Thursday, December 2, 2010

When Was The Best At His Best?


When a pitcher piles up 511 wins, 749 complete games, 76 shutouts, 2,803 strike outs, and a 2.63 ERA in a 22 year career, it’s mighty hard to determine which season was his best. This is an especially daunting task when that pitcher is none other than the crown jewel of hurlers, the namesake of possibly the most prestigious award in all of baseball, the indomitable Cy Young.

You can take his 1892 performance with Cleveland, where he won 36 games and pitched a mind-boggling 453 innings. His ERA was a microscopic 1.93 and he fanned 168 batters. But he was a fiery and muscular 25-year-old with scarcely an idea of what he had just accomplished. Therefore, how can I bow to mere statistics? It’s simply too easy to shield myself with the numbers alone.

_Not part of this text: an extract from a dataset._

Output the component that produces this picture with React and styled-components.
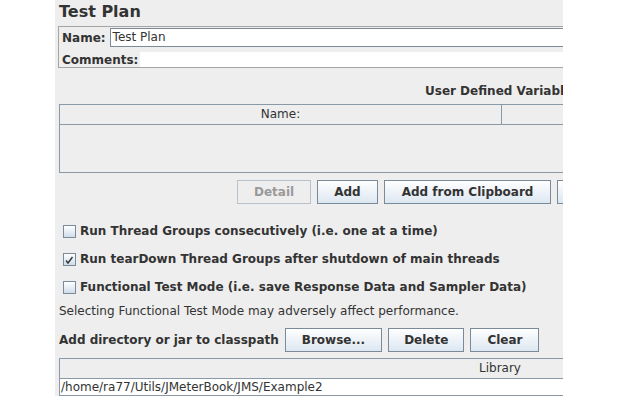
import React from "react";
import styled, { createGlobalStyle } from "styled-components";

const GlobalStyle = createGlobalStyle`
  html, body { margin: 0; padding: 0; background: #ffffff; }
  body { font-family: "DejaVu Sans", "Liberation Sans", sans-serif; }
`;

const Page = styled.div`
  display: flex;
  height: 396px;
  width: 618px;
  overflow: hidden;
`;

const Gutter = styled.div`
  width: 55px;
  flex: none;
`;

const Panel = styled.div`
  width: 508px;
  flex: none;
  background: #eeeeee;
  overflow: hidden;
  color: #333333;
`;

const Content = styled.div`
  width: 900px;
  display: flex;
  flex-direction: column;
  padding-left: 3px;
  box-sizing: border-box;
`;

const Title = styled.div`
  font-size: 16px;
  font-weight: bold;
  line-height: 21px;
  height: 26px;
  padding: 1px 0 0 1px;
  box-sizing: border-box;
`;

const FieldBox = styled.div`
  border: 1px solid #a4a4a4;
  padding: 1px 0 0 2px;
  height: 42px;
  box-sizing: border-box;
  display: flex;
  flex-direction: column;
  gap: 5px;
`;

const FieldRow = styled.div`
  display: flex;
  align-items: center;
  height: ${(p) => p.$h}px;
`;

const Label = styled.span`
  font-size: 12px;
  font-weight: bold;
  padding-left: 1px;
  margin-right: ${(p) => p.$gap}px;
  white-space: nowrap;
`;

const TextField = styled.div`
  flex: 1;
  height: 19px;
  box-sizing: border-box;
  background: #ffffff;
  border: 1px solid #7a8a99;
  font-size: 12px;
  line-height: 17px;
  padding-left: 2px;
`;

const TextArea = styled.div`
  flex: 1;
  height: 15px;
  background: #ffffff;
`;

const SectionHeading = styled.div`
  margin-top: 16px;
  height: 14px;
  line-height: 14px;
  font-size: 12px;
  font-weight: bold;
  padding-left: 367px;
  white-space: nowrap;
`;

const Table = styled.div`
  margin-top: 6px;
  margin-left: 1px;
  width: ${(p) => p.$w}px;
  height: ${(p) => p.$h}px;
  box-sizing: border-box;
  border: 1px solid #8a99a8;
  border-right: none;
  display: flex;
  flex-direction: column;
`;

const HeaderRow = styled.div`
  display: flex;
  height: 19px;
  border-bottom: 1px solid #8a99a8;
  flex: none;
`;

const HeaderCell = styled.div`
  width: ${(p) => p.$w}px;
  flex: none;
  text-align: center;
  font-size: 12px;
  line-height: 19px;
  border-right: ${(p) => (p.$divider ? "1px solid #8a99a8" : "none")};
  box-sizing: border-box;
`;

const DataRow = styled.div`
  height: 16px;
  background: #ffffff;
  font-size: 12px;
  line-height: 16px;
  padding-left: 1px;
  border-bottom: 1px solid #8a99a8;
  white-space: nowrap;
`;

const ButtonRow = styled.div`
  display: flex;
  gap: 6px;
  margin-top: 7px;
  padding-left: ${(p) => p.$indent}px;
  align-items: center;
`;

const Button = styled.div`
  height: 24px;
  box-sizing: border-box;
  padding: 0 ${(p) => p.$pad || 16}px;
  border: 1px solid ${(p) => (p.$disabled ? "#b8c2cc" : "#7a8a99")};
  background: ${(p) =>
    p.$disabled
      ? "#eeeeee"
      : "linear-gradient(to bottom, #ffffff 0%, #f2f6fa 35%, #dde7f1 100%)"};
  color: ${(p) => (p.$disabled ? "#999999" : "#333333")};
  font-size: 12px;
  font-weight: bold;
  line-height: 22px;
  white-space: nowrap;
  flex: none;
`;

const CheckRow = styled.div`
  display: flex;
  align-items: center;
  height: 28px;
  padding-left: 5px;
  gap: 4px;
  margin-top: ${(p) => p.$mt || 0}px;
`;

const Box = styled.div`
  width: 13px;
  height: 13px;
  box-sizing: border-box;
  border: 1px solid #7a8a99;
  background: linear-gradient(to bottom, #ffffff 0%, #e6eef6 50%, #cfdde9 100%);
  display: flex;
  align-items: center;
  justify-content: center;
  flex: none;
`;

const CheckText = styled.span`
  font-size: 12px;
  font-weight: bold;
  white-space: nowrap;
`;

const Note = styled.div`
  margin-top: 3px;
  padding-left: 1px;
  font-size: 12px;
  line-height: 14px;
  white-space: nowrap;
`;

const ClasspathRow = styled.div`
  display: flex;
  align-items: center;
  gap: 6px;
  margin-top: 10px;
`;

const ClasspathLabel = styled.span`
  font-size: 12px;
  font-weight: bold;
  padding-left: 1px;
  white-space: nowrap;
`;

const Checkbox = ({ checked, children, mt }) => (
  <CheckRow $mt={mt}>
    <Box>
      {checked && (
        <svg width="11" height="11" viewBox="0 0 11 11">
          <path d="M2 6.5 L4 9 L8.5 3" fill="none" stroke="#333" strokeWidth="1.4" />
        </svg>
      )}
    </Box>
    <CheckText>{children}</CheckText>
  </CheckRow>
);

export default function App() {
  return (
    <>
      <GlobalStyle />
      <Page>
        <Gutter />
        <Panel>
          <Content>
            <Title>Test Plan</Title>
            <FieldBox>
              <FieldRow $h={19}>
                <Label $gap={4}>Name:</Label>
                <TextField>Test Plan</TextField>
              </FieldRow>
              <FieldRow $h={15}>
                <Label $gap={2}>Comments:</Label>
                <TextArea />
              </FieldRow>
            </FieldBox>
            <SectionHeading>User Defined Variables</SectionHeading>
            <Table $w={700} $h={69}>
              <HeaderRow>
                <HeaderCell $w={442} $divider>Name:</HeaderCell>
                <HeaderCell $w={200} $divider>Value</HeaderCell>
              </HeaderRow>
            </Table>
            <ButtonRow $indent={179}>
              <Button $disabled>Detail</Button>
              <Button>Add</Button>
              <Button $pad={17}>Add from Clipboard</Button>
              <Button>Delete</Button>
            </ButtonRow>
            <Checkbox mt={13}>Run Thread Groups consecutively (i.e. one at a time)</Checkbox>
            <Checkbox checked>Run tearDown Thread Groups after shutdown of main threads</Checkbox>
            <Checkbox>Functional Test Mode (i.e. save Response Data and Sampler Data)</Checkbox>
            <Note>Selecting Functional Test Mode may adversely affect performance.</Note>
            <ClasspathRow>
              <ClasspathLabel>Add directory or jar to classpath</ClasspathLabel>
              <Button>Browse...</Button>
              <Button $pad={15}>Delete</Button>
              <Button>Clear</Button>
            </ClasspathRow>
            <Table $w={880} $h={40}>
              <HeaderRow>
                <HeaderCell $w={880}>Library</HeaderCell>
              </HeaderRow>
              <DataRow>/home/ra77/Utils/JMeterBook/JMS/Example2</DataRow>
            </Table>
          </Content>
        </Panel>
      </Page>
    </>
  );
}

The same can be said of Cy’s output in 1895, also with Cleveland. Young, now 28, notched 35 wins against only 10 losses. But he wasn’t the utterly dominant pitcher he was just three years prior. In fact, he allowed his ERA to balloon (well, for Cy) to 3.26 by the end of that season…and he had a good squad to back him up.

Let’s fast forward a few years to 1901, Cy’s debut season with the Boston Americans of the AL. Now, 34 years of age, the crafty Young threw 371 innings, won 33 games and shrunk his ERA back down to a nearly invisible 1.62. OK, so now we’re getting somewhere. We’re starting to see what this man was truly made of.
Although Cy was very good in 1901, in my eyes this season wasn’t good enough to be considered his “best.” There was just something missing.
 
Let’s jump ahead again to the season…the year of 1908. It was a very forgettable one for Boston (now the Red Sox), who finished four games under .500 and in 5th place. But Cy Young logged a performance which rivals that of any pitcher in baseball history. 

Of Boston’s 75 wins, 21 of them were owned by Young despite the shaky team he had behind him that year. He only lost 11 games while pitching 299 innings. He struck out 150 batters against only 37 walks, and he allowed (get this!) only a single home run the entire season. Young reduced his ERA to a career low of 1.26 and even tossed his third career no-hitter in a game against New York on June 30.

But none of these statistics are what really move me to decree 1908 as Cy Young’s landmark season on the mound. The most impressive statistic was not one bred by baseball at all. It was one bred by nature. Everything he accomplished in ’08 took place inside the pudgy body of a 41-year-old man. And yes, I think it’s pretty safe to say performance enhancers weren’t at work here, people. I gotta be honest, I’m not 100 percent sure they even had ice back then.

What this man was able to accomplish at such a ripe age simply defies nature. It puts things in perspective by reminding us, as we begin to formulate some early preferences for this year’s award winners, why Mr. Young’s name adorns such a valuable piece of hardware over a hundred years later. And it’ll still be the same a hundred years after that.

Now that you’ve had a chance to crunch some of the numbers, which of Cy Young’s illustrious seasons do you love most?